» **DESCRIPTION OF THE TASK**
Reproduce the listing below in full and without alteration, apart from its pictures.

— BEGIN —

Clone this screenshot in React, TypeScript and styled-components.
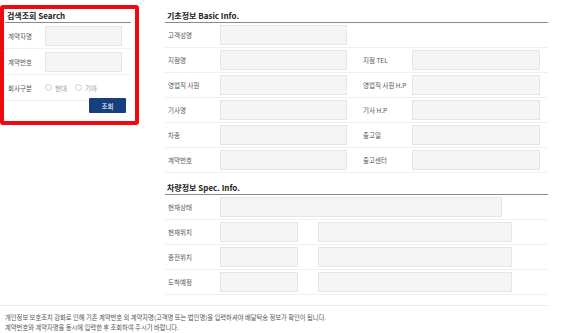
import React from "react";
import styled, { createGlobalStyle } from "styled-components";

const GlobalStyle = createGlobalStyle`
  html, body {
    margin: 0;
    padding: 0;
    background: #ffffff;
    font-family: "Noto Sans CJK KR", "Noto Sans", sans-serif;
    color: #333;
  }
`;

const Page = styled.div`
  width: 564px;
  height: 333px;
  display: flex;
  flex-direction: column;
  overflow: hidden;
`;

const Top = styled.div`
  display: flex;
  align-items: flex-start;
  padding-top: 5px;
`;

const SearchPanel = styled.div`
  width: 126px;
  height: 111px;
  border: 4px solid #ee0a0f;
  border-radius: 3px;
  padding: 1px 4px 0 1px;
  box-sizing: content-box;
  display: flex;
  flex-direction: column;
`;

const Title = styled.div`
  font-size: 8px;
  font-weight: 700;
  color: #222;
  line-height: 11px;
  padding: 0 0 1px 2px;
  border-bottom: 1.5px solid #8a8a8a;
`;

const SearchRow = styled.div`
  display: flex;
  align-items: center;
  height: 25px;
  border-bottom: 1px solid #f0f0f0;
`;

const SearchLabel = styled.div`
  width: 37px;
  padding-left: 3px;
  font-size: 6.5px;
  color: #555;
`;

const Field = styled.div<{ $w: number; $h?: number }>`
  width: ${(p) => p.$w}px;
  height: ${(p) => p.$h ?? 19}px;
  background: #f5f5f5;
  border: 1px solid #e6e6e6;
  box-sizing: border-box;
`;

const Radio = styled.label`
  display: flex;
  align-items: center;
  gap: 3px;
  font-size: 6.5px;
  color: #999;
  margin-right: 8px;
`;

const RadioDot = styled.span`
  width: 7px;
  height: 7px;
  border-radius: 50%;
  border: 1px solid #d0d0d0;
  background: #fff;
  box-sizing: border-box;
`;

const ButtonRow = styled.div`
  display: flex;
  justify-content: flex-end;
  padding: 0 5px 0 0;
  margin-top: -3px;
`;

const SearchButton = styled.button`
  width: 37px;
  height: 15px;
  border: none;
  border-radius: 1px;
  background: #173f7e;
  color: #fff;
  font-family: inherit;
  font-size: 6.5px;
  padding: 0;
`;

const Main = styled.div`
  margin: 5px 0 0 26px;
  width: 383px;
  display: flex;
  flex-direction: column;
`;

const Section = styled.div`
  display: flex;
  flex-direction: column;
  & + & {
    margin-top: 9px;
  }
`;

const InfoRow = styled.div`
  display: flex;
  align-items: center;
  height: 25px;
  border-bottom: 1px solid #f0f0f0;
  box-sizing: border-box;
`;

const Label = styled.div<{ $w: number }>`
  width: ${(p) => p.$w}px;
  padding-left: 3px;
  box-sizing: border-box;
  font-size: 6.5px;
  color: #555;
`;

const Spacer = styled.div<{ $w: number }>`
  width: ${(p) => p.$w}px;
`;

const Footer = styled.div`
  width: 548px;
  margin-top: 10px;
  border-top: 1px solid #eeeeee;
  padding: 7px 0 0 5px;
  box-sizing: border-box;
  font-size: 6.3px;
  line-height: 10px;
  color: #555;
`;

const basicRows: [string, string | null][] = [
  ["고객성명", null],
  ["지점명", "지점 TEL"],
  ["영업직 사원", "영업직 사원 H.P"],
  ["기사명", "기사 H.P"],
  ["차종", "출고일"],
  ["계약번호", "출고센터"],
];

const specRows = ["현재위치", "종전위치", "도착예정"];

export default function App() {
  return (
    <Page>
      <GlobalStyle />
      <Top>
        <SearchPanel>
          <Title>검색조회 Search</Title>
          <SearchRow>
            <SearchLabel>계약자명</SearchLabel>
            <Field $w={77} $h={20} />
          </SearchRow>
          <SearchRow>
            <SearchLabel>계약번호</SearchLabel>
            <Field $w={77} $h={20} />
          </SearchRow>
          <SearchRow>
            <SearchLabel>회사구분</SearchLabel>
            <Radio>
              <RadioDot />
              현대
            </Radio>
            <Radio>
              <RadioDot />
              기아
            </Radio>
          </SearchRow>
          <ButtonRow>
            <SearchButton>조회</SearchButton>
          </ButtonRow>
        </SearchPanel>
        <Main>
          <Section>
            <Title>기초정보 Basic Info.</Title>
            {basicRows.map(([left, right]) => (
              <InfoRow key={left}>
                <Label $w={55}>{left}</Label>
                <Field $w={127} $h={20} />
                {right && (
                  <>
                    <Spacer $w={13} />
                    <Label $w={52}>{right}</Label>
                    <Field $w={128} $h={20} />
                  </>
                )}
              </InfoRow>
            ))}
          </Section>
          <Section>
            <Title>차량정보 Spec. Info.</Title>
            <InfoRow>
              <Label $w={55}>현재상태</Label>
              <Field $w={282} $h={20} />
            </InfoRow>
            {specRows.map((l) => (
              <InfoRow key={l}>
                <Label $w={55}>{l}</Label>
                <Field $w={78} $h={20} />
                <Spacer $w={20} />
                <Field $w={194} $h={20} />
              </InfoRow>
            ))}
          </Section>
        </Main>
      </Top>
      <Footer>
        개인정보 보호조치 강화로 인해 기존 계약번호 외 계약자명(고객명 또는 법인명)을 입력하셔야 배달탁송 정보가 확인이 됩니다.
        <br />
        계약번호와 계약자명을 동시에 입력한 후 조회하여 주시기 바랍니다.
      </Footer>
    </Page>
  );
}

— END —

» **SOLVED EXERCISE**
Clone this screenshot in React, TypeScript and styled-components.
import React from "react";
import styled, { createGlobalStyle } from "styled-components";

const GlobalStyle = createGlobalStyle`
  html, body {
    margin: 0;
    padding: 0;
    background: #ffffff;
    font-family: "Noto Sans CJK KR", "Noto Sans", sans-serif;
    color: #333;
  }
`;

const Page = styled.div`
  width: 564px;
  height: 333px;
  display: flex;
  flex-direction: column;
  overflow: hidden;
`;

const Top = styled.div`
  display: flex;
  align-items: flex-start;
  padding-top: 5px;
`;

const SearchPanel = styled.div`
  width: 126px;
  height: 111px;
  border: 4px solid #ee0a0f;
  border-radius: 3px;
  padding: 1px 4px 0 1px;
  box-sizing: content-box;
  display: flex;
  flex-direction: column;
`;

const Title = styled.div`
  font-size: 8px;
  font-weight: 700;
  color: #222;
  line-height: 11px;
  padding: 0 0 1px 2px;
  border-bottom: 1.5px solid #8a8a8a;
`;

const SearchRow = styled.div`
  display: flex;
  align-items: center;
  height: 25px;
  border-bottom: 1px solid #f0f0f0;
`;

const SearchLabel = styled.div`
  width: 37px;
  padding-left: 3px;
  font-size: 6.5px;
  color: #555;
`;

const Field = styled.div<{ $w: number; $h?: number }>`
  width: ${(p) => p.$w}px;
  height: ${(p) => p.$h ?? 19}px;
  background: #f5f5f5;
  border: 1px solid #e6e6e6;
  box-sizing: border-box;
`;

const Radio = styled.label`
  display: flex;
  align-items: center;
  gap: 3px;
  font-size: 6.5px;
  color: #999;
  margin-right: 8px;
`;

const RadioDot = styled.span`
  width: 7px;
  height: 7px;
  border-radius: 50%;
  border: 1px solid #d0d0d0;
  background: #fff;
  box-sizing: border-box;
`;

const ButtonRow = styled.div`
  display: flex;
  justify-content: flex-end;
  padding: 0 5px 0 0;
  margin-top: -3px;
`;

const SearchButton = styled.button`
  width: 37px;
  height: 15px;
  border: none;
  border-radius: 1px;
  background: #173f7e;
  color: #fff;
  font-family: inherit;
  font-size: 6.5px;
  padding: 0;
`;

const Main = styled.div`
  margin: 5px 0 0 26px;
  width: 383px;
  display: flex;
  flex-direction: column;
`;

const Section = styled.div`
  display: flex;
  flex-direction: column;
  & + & {
    margin-top: 9px;
  }
`;

const InfoRow = styled.div`
  display: flex;
  align-items: center;
  height: 25px;
  border-bottom: 1px solid #f0f0f0;
  box-sizing: border-box;
`;

const Label = styled.div<{ $w: number }>`
  width: ${(p) => p.$w}px;
  padding-left: 3px;
  box-sizing: border-box;
  font-size: 6.5px;
  color: #555;
`;

const Spacer = styled.div<{ $w: number }>`
  width: ${(p) => p.$w}px;
`;

const Footer = styled.div`
  width: 548px;
  margin-top: 10px;
  border-top: 1px solid #eeeeee;
  padding: 7px 0 0 5px;
  box-sizing: border-box;
  font-size: 6.3px;
  line-height: 10px;
  color: #555;
`;

const basicRows: [string, string | null][] = [
  ["고객성명", null],
  ["지점명", "지점 TEL"],
  ["영업직 사원", "영업직 사원 H.P"],
  ["기사명", "기사 H.P"],
  ["차종", "출고일"],
  ["계약번호", "출고센터"],
];

const specRows = ["현재위치", "종전위치", "도착예정"];

export default function App() {
  return (
    <Page>
      <GlobalStyle />
      <Top>
        <SearchPanel>
          <Title>검색조회 Search</Title>
          <SearchRow>
            <SearchLabel>계약자명</SearchLabel>
            <Field $w={77} $h={20} />
          </SearchRow>
          <SearchRow>
            <SearchLabel>계약번호</SearchLabel>
            <Field $w={77} $h={20} />
          </SearchRow>
          <SearchRow>
            <SearchLabel>회사구분</SearchLabel>
            <Radio>
              <RadioDot />
              현대
            </Radio>
            <Radio>
              <RadioDot />
              기아
            </Radio>
          </SearchRow>
          <ButtonRow>
            <SearchButton>조회</SearchButton>
          </ButtonRow>
        </SearchPanel>
        <Main>
          <Section>
            <Title>기초정보 Basic Info.</Title>
            {basicRows.map(([left, right]) => (
              <InfoRow key={left}>
                <Label $w={55}>{left}</Label>
                <Field $w={127} $h={20} />
                {right && (
                  <>
                    <Spacer $w={13} />
                    <Label $w={52}>{right}</Label>
                    <Field $w={128} $h={20} />
                  </>
                )}
              </InfoRow>
            ))}
          </Section>
          <Section>
            <Title>차량정보 Spec. Info.</Title>
            <InfoRow>
              <Label $w={55}>현재상태</Label>
              <Field $w={282} $h={20} />
            </InfoRow>
            {specRows.map((l) => (
              <InfoRow key={l}>
                <Label $w={55}>{l}</Label>
                <Field $w={78} $h={20} />
                <Spacer $w={20} />
                <Field $w={194} $h={20} />
              </InfoRow>
            ))}
          </Section>
        </Main>
      </Top>
      <Footer>
        개인정보 보호조치 강화로 인해 기존 계약번호 외 계약자명(고객명 또는 법인명)을 입력하셔야 배달탁송 정보가 확인이 됩니다.
        <br />
        계약번호와 계약자명을 동시에 입력한 후 조회하여 주시기 바랍니다.
      </Footer>
    </Page>
  );
}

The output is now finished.